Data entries
******************************

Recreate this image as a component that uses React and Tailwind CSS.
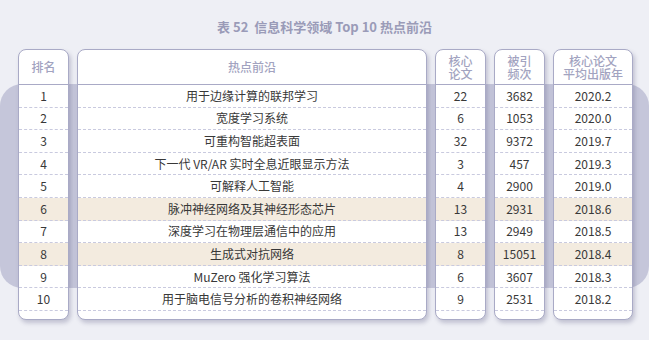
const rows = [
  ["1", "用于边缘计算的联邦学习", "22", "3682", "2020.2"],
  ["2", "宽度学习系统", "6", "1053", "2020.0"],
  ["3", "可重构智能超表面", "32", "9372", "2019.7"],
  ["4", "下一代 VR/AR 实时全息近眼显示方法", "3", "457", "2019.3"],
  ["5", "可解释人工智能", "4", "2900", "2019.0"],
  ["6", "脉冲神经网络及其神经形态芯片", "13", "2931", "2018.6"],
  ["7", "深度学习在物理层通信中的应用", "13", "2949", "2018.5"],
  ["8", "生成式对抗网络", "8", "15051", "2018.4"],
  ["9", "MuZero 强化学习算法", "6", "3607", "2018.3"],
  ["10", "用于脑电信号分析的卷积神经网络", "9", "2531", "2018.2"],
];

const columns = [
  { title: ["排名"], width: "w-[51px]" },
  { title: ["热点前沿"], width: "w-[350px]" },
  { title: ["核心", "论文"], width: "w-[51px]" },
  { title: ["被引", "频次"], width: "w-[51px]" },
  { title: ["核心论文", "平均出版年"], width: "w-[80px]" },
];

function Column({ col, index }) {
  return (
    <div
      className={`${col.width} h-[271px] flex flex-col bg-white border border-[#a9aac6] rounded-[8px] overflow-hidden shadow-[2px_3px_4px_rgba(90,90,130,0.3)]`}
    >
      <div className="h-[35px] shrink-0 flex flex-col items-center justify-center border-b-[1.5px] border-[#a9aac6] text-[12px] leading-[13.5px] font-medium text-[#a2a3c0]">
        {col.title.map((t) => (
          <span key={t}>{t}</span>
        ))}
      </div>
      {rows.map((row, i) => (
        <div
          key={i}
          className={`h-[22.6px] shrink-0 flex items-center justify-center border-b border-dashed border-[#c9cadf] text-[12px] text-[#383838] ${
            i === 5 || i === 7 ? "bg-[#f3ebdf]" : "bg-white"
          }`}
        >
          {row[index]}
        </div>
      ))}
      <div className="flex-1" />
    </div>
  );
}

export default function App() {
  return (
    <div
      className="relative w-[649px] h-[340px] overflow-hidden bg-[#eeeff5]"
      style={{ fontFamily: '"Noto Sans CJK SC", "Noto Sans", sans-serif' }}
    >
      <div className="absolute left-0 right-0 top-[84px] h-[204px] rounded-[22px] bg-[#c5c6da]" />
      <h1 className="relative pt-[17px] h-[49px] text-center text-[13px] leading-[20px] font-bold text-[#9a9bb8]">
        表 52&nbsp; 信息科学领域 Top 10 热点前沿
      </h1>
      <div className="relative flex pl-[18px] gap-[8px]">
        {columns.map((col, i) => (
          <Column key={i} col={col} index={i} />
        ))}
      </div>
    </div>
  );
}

******************************

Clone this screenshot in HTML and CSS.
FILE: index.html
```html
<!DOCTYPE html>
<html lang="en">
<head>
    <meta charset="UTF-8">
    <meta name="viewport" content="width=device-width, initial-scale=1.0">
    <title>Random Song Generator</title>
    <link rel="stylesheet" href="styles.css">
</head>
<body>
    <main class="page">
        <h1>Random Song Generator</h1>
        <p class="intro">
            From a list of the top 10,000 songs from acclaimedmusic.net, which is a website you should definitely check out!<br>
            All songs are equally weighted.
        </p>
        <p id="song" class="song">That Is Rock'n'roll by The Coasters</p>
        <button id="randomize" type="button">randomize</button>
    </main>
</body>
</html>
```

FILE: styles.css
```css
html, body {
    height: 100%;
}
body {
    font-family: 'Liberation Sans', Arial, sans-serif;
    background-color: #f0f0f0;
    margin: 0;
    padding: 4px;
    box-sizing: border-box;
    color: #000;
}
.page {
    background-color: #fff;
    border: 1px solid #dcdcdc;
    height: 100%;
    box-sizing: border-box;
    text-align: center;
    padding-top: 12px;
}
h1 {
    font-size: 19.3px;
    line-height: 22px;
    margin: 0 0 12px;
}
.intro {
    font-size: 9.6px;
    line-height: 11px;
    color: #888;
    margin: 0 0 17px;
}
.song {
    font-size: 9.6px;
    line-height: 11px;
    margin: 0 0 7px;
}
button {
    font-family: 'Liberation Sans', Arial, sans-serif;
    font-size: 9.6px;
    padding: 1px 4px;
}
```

******************************

Find the string "this" in the entries above and return each line that holds it.

#### ANSWER:
Recreate this image as a component that uses React and Tailwind CSS.
Clone this screenshot in HTML and CSS.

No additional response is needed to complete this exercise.